Certes, les hypothèses à ce sujet fluctuent encore beaucoup selon l'avancement des observations et des analyses climatiques.

Mais dans le milieu des affaires, la possibilité de perturbations climatiques accentuées au fil des ans émerge de plus en plus comme un autre facteur de risque dans la gestion des entreprises.

Par conséquent, les investisseurs au capital de ces entreprises ont tout intérêt à s'y intéresser aussi, tout comme ils surveillent déjà la bonne conduite de leur plan d'affaires.

Évaluation du risque

«Les gestionnaires de placements, surtout ceux qui travaillent en analyse fondamentale des entreprises, n'ont plus le choix: ils doivent considérer de plus en plus le risque climatique dans la planification et le suivi de leurs portefeuilles», résume Benoît Brillon, analyste financier certifié (CFA) et gestionnaire de placements chez Gestion de portefeuille Landry, à Montréal.

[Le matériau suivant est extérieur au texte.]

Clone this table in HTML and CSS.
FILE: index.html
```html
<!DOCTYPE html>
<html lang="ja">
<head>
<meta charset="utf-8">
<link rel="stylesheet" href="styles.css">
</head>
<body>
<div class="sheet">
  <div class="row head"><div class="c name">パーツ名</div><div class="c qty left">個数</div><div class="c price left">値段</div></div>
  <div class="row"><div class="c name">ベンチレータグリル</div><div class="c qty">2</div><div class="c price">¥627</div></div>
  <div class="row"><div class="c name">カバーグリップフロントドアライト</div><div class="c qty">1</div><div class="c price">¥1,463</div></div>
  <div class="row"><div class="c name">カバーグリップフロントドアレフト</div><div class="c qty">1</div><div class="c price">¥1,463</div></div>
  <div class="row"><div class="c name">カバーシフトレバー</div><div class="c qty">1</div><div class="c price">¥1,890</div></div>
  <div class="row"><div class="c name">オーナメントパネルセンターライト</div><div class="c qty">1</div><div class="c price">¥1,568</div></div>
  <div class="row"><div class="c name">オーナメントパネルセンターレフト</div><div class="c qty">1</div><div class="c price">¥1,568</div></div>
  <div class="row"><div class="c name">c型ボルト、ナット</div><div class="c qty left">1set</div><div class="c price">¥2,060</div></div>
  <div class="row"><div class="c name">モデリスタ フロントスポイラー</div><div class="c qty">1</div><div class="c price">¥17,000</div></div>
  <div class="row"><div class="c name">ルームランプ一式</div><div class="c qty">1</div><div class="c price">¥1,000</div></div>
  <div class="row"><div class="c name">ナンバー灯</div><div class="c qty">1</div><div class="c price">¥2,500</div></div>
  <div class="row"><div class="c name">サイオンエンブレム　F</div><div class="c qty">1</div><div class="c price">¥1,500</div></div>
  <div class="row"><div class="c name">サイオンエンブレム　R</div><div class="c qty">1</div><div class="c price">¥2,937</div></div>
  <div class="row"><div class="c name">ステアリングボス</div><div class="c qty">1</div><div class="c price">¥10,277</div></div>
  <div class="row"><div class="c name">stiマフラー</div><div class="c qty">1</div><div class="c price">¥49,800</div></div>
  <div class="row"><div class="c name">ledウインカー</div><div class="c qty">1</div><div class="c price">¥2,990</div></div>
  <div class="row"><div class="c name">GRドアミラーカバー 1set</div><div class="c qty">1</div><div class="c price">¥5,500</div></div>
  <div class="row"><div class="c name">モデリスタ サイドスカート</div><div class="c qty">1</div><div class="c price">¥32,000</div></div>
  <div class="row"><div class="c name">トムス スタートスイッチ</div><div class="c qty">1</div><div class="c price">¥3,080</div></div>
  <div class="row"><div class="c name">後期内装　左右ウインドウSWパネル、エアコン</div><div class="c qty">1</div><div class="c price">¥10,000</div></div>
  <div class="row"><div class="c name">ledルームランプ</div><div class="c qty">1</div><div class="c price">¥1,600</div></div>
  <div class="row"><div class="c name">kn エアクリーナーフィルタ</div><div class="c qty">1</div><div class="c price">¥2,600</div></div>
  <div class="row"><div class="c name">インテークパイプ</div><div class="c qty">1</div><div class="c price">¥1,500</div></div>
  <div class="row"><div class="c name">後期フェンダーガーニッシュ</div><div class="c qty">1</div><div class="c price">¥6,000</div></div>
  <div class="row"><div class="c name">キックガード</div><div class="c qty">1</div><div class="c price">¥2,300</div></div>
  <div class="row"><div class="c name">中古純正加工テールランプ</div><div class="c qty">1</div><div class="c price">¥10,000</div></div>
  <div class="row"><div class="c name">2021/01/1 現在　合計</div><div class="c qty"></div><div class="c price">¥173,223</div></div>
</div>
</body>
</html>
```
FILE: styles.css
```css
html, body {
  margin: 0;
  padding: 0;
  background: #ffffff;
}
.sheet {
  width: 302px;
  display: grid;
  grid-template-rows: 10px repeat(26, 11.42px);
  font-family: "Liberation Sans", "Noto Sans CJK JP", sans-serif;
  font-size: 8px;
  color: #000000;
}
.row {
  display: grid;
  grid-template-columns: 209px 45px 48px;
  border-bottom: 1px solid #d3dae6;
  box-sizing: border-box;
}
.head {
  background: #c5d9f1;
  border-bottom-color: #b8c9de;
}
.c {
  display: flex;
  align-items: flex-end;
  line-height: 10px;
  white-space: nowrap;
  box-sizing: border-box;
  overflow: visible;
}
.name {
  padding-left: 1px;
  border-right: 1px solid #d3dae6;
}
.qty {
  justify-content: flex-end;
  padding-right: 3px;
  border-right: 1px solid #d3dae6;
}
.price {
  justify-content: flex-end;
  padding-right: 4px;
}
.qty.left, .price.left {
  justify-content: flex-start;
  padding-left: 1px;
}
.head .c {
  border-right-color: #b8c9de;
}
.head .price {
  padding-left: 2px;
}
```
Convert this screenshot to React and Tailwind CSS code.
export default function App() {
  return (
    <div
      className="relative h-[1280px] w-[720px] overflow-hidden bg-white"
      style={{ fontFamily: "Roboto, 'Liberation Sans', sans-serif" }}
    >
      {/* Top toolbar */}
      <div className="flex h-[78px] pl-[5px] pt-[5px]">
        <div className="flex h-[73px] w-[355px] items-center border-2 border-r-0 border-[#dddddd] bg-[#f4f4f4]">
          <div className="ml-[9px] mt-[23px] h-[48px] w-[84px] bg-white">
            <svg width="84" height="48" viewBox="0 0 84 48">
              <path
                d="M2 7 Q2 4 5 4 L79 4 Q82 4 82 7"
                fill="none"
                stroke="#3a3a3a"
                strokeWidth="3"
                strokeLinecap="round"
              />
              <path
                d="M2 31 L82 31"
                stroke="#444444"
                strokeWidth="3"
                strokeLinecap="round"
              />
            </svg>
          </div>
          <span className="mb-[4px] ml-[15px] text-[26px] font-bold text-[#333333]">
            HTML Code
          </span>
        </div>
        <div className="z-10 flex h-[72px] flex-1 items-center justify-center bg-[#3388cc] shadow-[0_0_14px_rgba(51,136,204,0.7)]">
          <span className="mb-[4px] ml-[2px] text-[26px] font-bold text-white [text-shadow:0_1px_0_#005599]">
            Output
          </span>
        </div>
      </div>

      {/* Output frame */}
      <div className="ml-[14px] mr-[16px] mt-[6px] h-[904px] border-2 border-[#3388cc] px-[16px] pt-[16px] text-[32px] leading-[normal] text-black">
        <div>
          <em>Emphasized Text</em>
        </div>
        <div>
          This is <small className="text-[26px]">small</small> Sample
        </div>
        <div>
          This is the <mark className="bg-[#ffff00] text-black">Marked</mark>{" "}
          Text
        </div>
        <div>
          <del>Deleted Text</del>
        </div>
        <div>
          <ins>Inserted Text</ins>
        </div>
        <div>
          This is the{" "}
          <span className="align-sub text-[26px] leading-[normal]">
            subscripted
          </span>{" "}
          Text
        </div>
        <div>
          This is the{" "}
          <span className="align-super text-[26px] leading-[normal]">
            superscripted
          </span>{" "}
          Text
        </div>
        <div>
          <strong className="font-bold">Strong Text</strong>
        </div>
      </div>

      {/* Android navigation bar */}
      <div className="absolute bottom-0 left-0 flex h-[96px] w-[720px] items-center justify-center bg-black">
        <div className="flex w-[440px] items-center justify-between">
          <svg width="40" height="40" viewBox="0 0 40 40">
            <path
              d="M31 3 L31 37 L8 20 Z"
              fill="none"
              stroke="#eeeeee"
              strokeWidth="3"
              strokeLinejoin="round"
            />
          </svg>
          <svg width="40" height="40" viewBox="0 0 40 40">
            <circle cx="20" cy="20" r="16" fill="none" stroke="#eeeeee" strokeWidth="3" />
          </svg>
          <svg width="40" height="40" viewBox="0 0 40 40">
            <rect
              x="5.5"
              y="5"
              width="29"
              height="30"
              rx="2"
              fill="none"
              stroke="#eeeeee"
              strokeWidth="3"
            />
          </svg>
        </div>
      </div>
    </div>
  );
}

Cette évaluation du risque climatique demeure toutefois empirique, du moins tant que les analyses du changement climatique ne permettront pas de le chiffrer davantage.

«Ce ne peut pas encore être très méthodique comme analyse, sans modèles chiffrés et éprouvés comme les apprécient souvent les investisseurs, admet M. Brillon.

«Toutefois, le niveau d'information sur les risques climatiques progresse vite et c'est un devoir pour tout gestionnaire de placements de suivre ça et de l'incorporer graduellement dans ses plans à moyen et long terme.»

«Ce n'est pas parce qu'il y a encore peu de données sur l'impact économique du changement climatique qu'il ne faut pas commencer à en tenir compte», souligne pour sa part un gestionnaire de risque dans une importante société d'investissement à Montréal, qui préfère garder l'anonymat.

«On peut déjà voir que les avantages et les désavantages liés aux effets du changement climatique varient selon les secteurs d'activité et les régions où ils surviennent. Par ailleurs, nous savons déjà que ces effets du changement climatique ont tendance à se manifester encore d'une façon et à un moment auxquels nous nous attendons peu.»

Mais en attendant des scénarios plus «monnayables», du point de vue des investisseurs, la prévention devant le risque accru d'événements météorologiques émerge aussi parmi les responsabilités des conseils d'administration des entreprises.

Déclarations annuelles

Ce domaine est celui de la «gouvernance», c'est-à-dire l'ensemble des devoirs et responsabilités des administrateurs d'entreprise envers leurs actionnaires, leurs employés et leurs clients. Mais aussi la société et l'environnement dans lesquels elles font affaire.

Parmi les critères de bonne gouvernance, l'analyse et la prévention des risques climatiques deviennent de plus en plus inévitables. Elles s'ajoutent à la gestion des risques environnementaux, déjà surveillée par des investisseurs et des actionnaires aux intérêts dits éthiques.

«L'enjeu des événements climatiques apparaît de plus en plus dans les déclarations annuelles de risques que les entreprises doivent faire auprès des autorités boursières, au Canada et aux États-Unis», explique Yvan Allaire, président de l'Institut sur la gouvernance d'organisations privées et publiques (IGOPP).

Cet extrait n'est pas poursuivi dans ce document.